Karachi’s insecurity cannot be separated from governance failure. Weak prosecution, poor investigation, political interference, corruption, underreporting, inadequate urban surveillance, and lack of public trust all contribute to a permissive environment for crime. In interior Sindh, grievances over land, water, policing and resource distribution create additional vulnerabilities that separatist groups can exploit.

The state’s response must therefore be comprehensive. Counter-terrorism raids alone will not stabilise Sindh. Nor will statistical claims of declining crime satisfy citizens who continue to experience violence on the streets. What is required is a combination of sustained intelligence operations, depoliticised policing, stronger prosecution, better crime data, community engagement, urban planning, and targeted action against both militant and criminal economies.

Sindh’s terrorism problem may be contained compared to Pakistan’s more volatile regions, but it is far from resolved. Karachi remains the province’s central security fault line, while separatist violence in interior districts shows signs of evolving through coordination with Baloch insurgent groups. At the same time, ordinary crime continues to inflict a daily toll that undermines public faith in the state.
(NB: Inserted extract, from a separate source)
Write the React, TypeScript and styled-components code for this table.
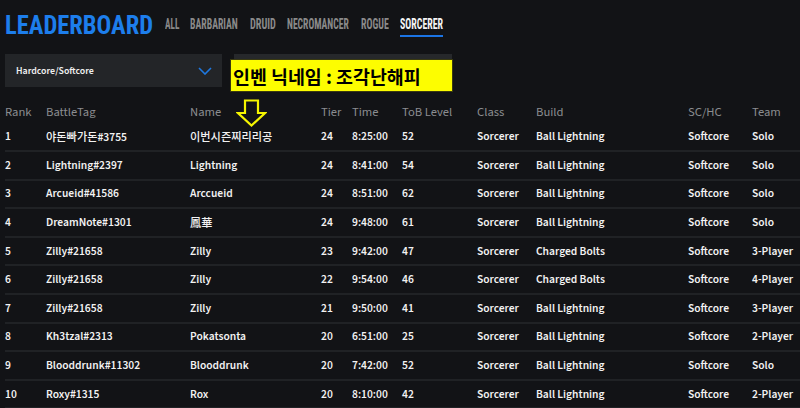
import React, { useLayoutEffect, useRef, useState } from "react";
import styled, { createGlobalStyle } from "styled-components";

const GlobalStyle = createGlobalStyle`
  html, body { margin: 0; padding: 0; background: #121316; }
  body { font-family: "Source Sans 3", "Noto Sans CJK KR", sans-serif; color: #ececec; }
  * { box-sizing: border-box; }
`;

const Page = styled.div`
  position: relative;
  width: 800px;
  height: 408px;
  overflow: hidden;
  background: #121316;
  padding-left: 5px;
`;

const TopBar = styled.header`
  display: flex;
  align-items: flex-start;
  gap: 12px;
  height: 54px;
  padding-top: 12px;
`;

const FitBox = styled.span<{ $w: number }>`
  display: block;
  width: ${(p) => p.$w}px;
  white-space: nowrap;
  overflow: visible;
`;

const FitInner = styled.span`
  display: inline-block;
  transform-origin: left center;
`;

function Fit({ width, children }: { width: number; children: React.ReactNode }) {
  const ref = useRef<HTMLSpanElement>(null);
  const [s, setS] = useState(1);
  useLayoutEffect(() => {
    if (ref.current) {
      const w = ref.current.offsetWidth;
      if (w) setS(width / w);
    }
  }, [width]);
  return (
    <FitBox $w={width}>
      <FitInner ref={ref} style={{ transform: `scaleX(${s})` }}>
        {children}
      </FitInner>
    </FitBox>
  );
}

const Logo = styled.h1`
  margin: 0;
  font-family: "Roboto Condensed", "DejaVu Sans Condensed", sans-serif;
  font-weight: 700;
  font-size: 26px;
  line-height: 26px;
  color: #1d7eec;
`;

const Nav = styled.nav`
  display: flex;
  gap: 11.4px;
  margin-top: 4px;
`;

const Tab = styled.div<{ $active?: boolean }>`
  display: flex;
  flex-direction: column;
  font-family: "Roboto Condensed", "DejaVu Sans Condensed", sans-serif;
  font-weight: 700;
  font-size: 13.8px;
  line-height: 16px;
  color: ${(p) => (p.$active ? "#f4f4f4" : "#8a8a8a")};
  &::after {
    content: "";
    display: block;
    height: 2px;
    margin-top: 3px;
    background: ${(p) => (p.$active ? "#1b74e4" : "transparent")};
  }
`;

const Filters = styled.div`
  display: flex;
  gap: 12px;
  height: 33px;
`;

const Select = styled.div`
  width: 217px;
  height: 33px;
  background: #232528;
  display: flex;
  align-items: center;
  justify-content: space-between;
  padding: 0 10px 0 11px;
  font-size: 9.9px;
  font-weight: 600;
  color: #f0f0f0;
`;

const SearchBox = styled.div`
  width: 218px;
  height: 33px;
  background: #26282b;
`;

const Annotation = styled.div`
  position: absolute;
  left: 230px;
  top: 59px;
  width: 223px;
  height: 33px;
  background: #fdfd00;
  border: 1px solid #3a3a10;
  display: flex;
  align-items: center;
  padding-left: 2px;
  font-family: "Noto Sans CJK KR", sans-serif;
  font-weight: 700;
  font-size: 18.4px;
  color: #000;
  white-space: nowrap;
`;

const ArrowMark = styled.svg`
  position: absolute;
  left: 236px;
  top: 99px;
`;

const Table = styled.div`
  margin-top: 13px;
`;

const cols = "41px 144px 131px 31px 50px 75px 59px 152px 64px 1fr";

const HeadRow = styled.div`
  display: grid;
  grid-template-columns: ${cols};
  height: 23.5px;
  align-items: center;
  font-size: 12.6px;
  font-weight: 400;
  color: #8b8d90;
`;

const Row = styled.div`
  display: grid;
  grid-template-columns: ${cols};
  height: 28.6px;
  align-items: center;
  border-bottom: 2px solid #202225;
  font-size: 11.5px;
  font-weight: 600;
  color: #f2f2f2;
`;

const Cell = styled.div`
  white-space: nowrap;
`;

const Cjk = styled.span`
  font-family: "Noto Sans CJK KR", sans-serif;
  font-weight: 500;
  font-size: 11.2px;
`;

function CellText({ text }: { text: string }) {
  const parts = text.split(/([^\x00-\x7F]+)/).filter(Boolean);
  return (
    <Cell>
      {parts.map((p, i) => (/[^\x00-\x7F]/.test(p) ? <Cjk key={i}>{p}</Cjk> : <React.Fragment key={i}>{p}</React.Fragment>))}
    </Cell>
  );
}

const headers = ["Rank", "BattleTag", "Name", "Tier", "Time", "ToB Level", "Class", "Build", "SC/HC", "Team"];

const rows: string[][] = [
  ["1", "야돈빠가돈#3755", "이번시즌찌리리공", "24", "8:25:00", "52", "Sorcerer", "Ball Lightning", "Softcore", "Solo"],
  ["2", "Lightning#2397", "Lightning", "24", "8:41:00", "54", "Sorcerer", "Ball Lightning", "Softcore", "Solo"],
  ["3", "Arcueid#41586", "Arccueid", "24", "8:51:00", "62", "Sorcerer", "Ball Lightning", "Softcore", "Solo"],
  ["4", "DreamNote#1301", "鳳華", "24", "9:48:00", "61", "Sorcerer", "Ball Lightning", "Softcore", "Solo"],
  ["5", "Zilly#21658", "Zilly", "23", "9:42:00", "47", "Sorcerer", "Charged Bolts", "Softcore", "3-Player"],
  ["6", "Zilly#21658", "Zilly", "22", "9:54:00", "46", "Sorcerer", "Charged Bolts", "Softcore", "4-Player"],
  ["7", "Zilly#21658", "Zilly", "21", "9:50:00", "41", "Sorcerer", "Ball Lightning", "Softcore", "3-Player"],
  ["8", "Kh3tzal#2313", "Pokatsonta", "20", "6:51:00", "25", "Sorcerer", "Ball Lightning", "Softcore", "2-Player"],
  ["9", "Blooddrunk#11302", "Blooddrunk", "20", "7:42:00", "52", "Sorcerer", "Ball Lightning", "Softcore", "Solo"],
  ["10", "Roxy#1315", "Rox", "20", "8:10:00", "42", "Sorcerer", "Ball Lightning", "Softcore", "2-Player"],
];

const tabs: { label: string; w: number; active?: boolean }[] = [
  { label: "ALL", w: 14 },
  { label: "BARBARIAN", w: 48 },
  { label: "DRUID", w: 26 },
  { label: "NECROMANCER", w: 62 },
  { label: "ROGUE", w: 28 },
  { label: "SORCERER", w: 43, active: true },
];

export default function App() {
  return (
    <>
      <GlobalStyle />
      <Page>
        <TopBar>
          <Logo>
            <Fit width={148}>LEADERBOARD</Fit>
          </Logo>
          <Nav>
            {tabs.map((t) => (
              <Tab key={t.label} $active={t.active}>
                <Fit width={t.w}>{t.label}</Fit>
              </Tab>
            ))}
          </Nav>
        </TopBar>
        <Filters>
          <Select>
            <span>Hardcore/Softcore</span>
            <svg width="14" height="8" viewBox="0 0 14 8">
              <polyline points="1,1 7,7 13,1" fill="none" stroke="#1e78e0" strokeWidth="1.6" />
            </svg>
          </Select>
          <SearchBox />
        </Filters>
        <Table>
          <HeadRow>
            {headers.map((h) => (
              <Cell key={h}>{h}</Cell>
            ))}
          </HeadRow>
          {rows.map((r) => (
            <Row key={r[0]}>
              {r.map((c, i) => (
                <CellText key={i} text={c} />
              ))}
            </Row>
          ))}
        </Table>
        <Annotation>인벤 닉네임 : 조각난해피</Annotation>
        <ArrowMark width="31" height="28" viewBox="0 0 31 28">
          <path d="M9 1.5 H22 V14 H29 L15.5 26.5 L2 14 H9 Z" fill="none" stroke="#f5f500" strokeWidth="2.2" strokeLinejoin="miter" />
        </ArrowMark>
      </Page>
    </>
  );
}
The April 2026 incidents are therefore not isolated. They are reminders that Sindh’s security challenge is multidimensional: terrorism, separatism, sectarian militancy and organised street crime overlap in a province where the state’s coercive capacity is visible but its preventive capacity remains weak. Unless law enforcement moves beyond episodic operations and addresses the deeper ecosystem of violence, Sindh will continue to experience cycles of containment without genuine security.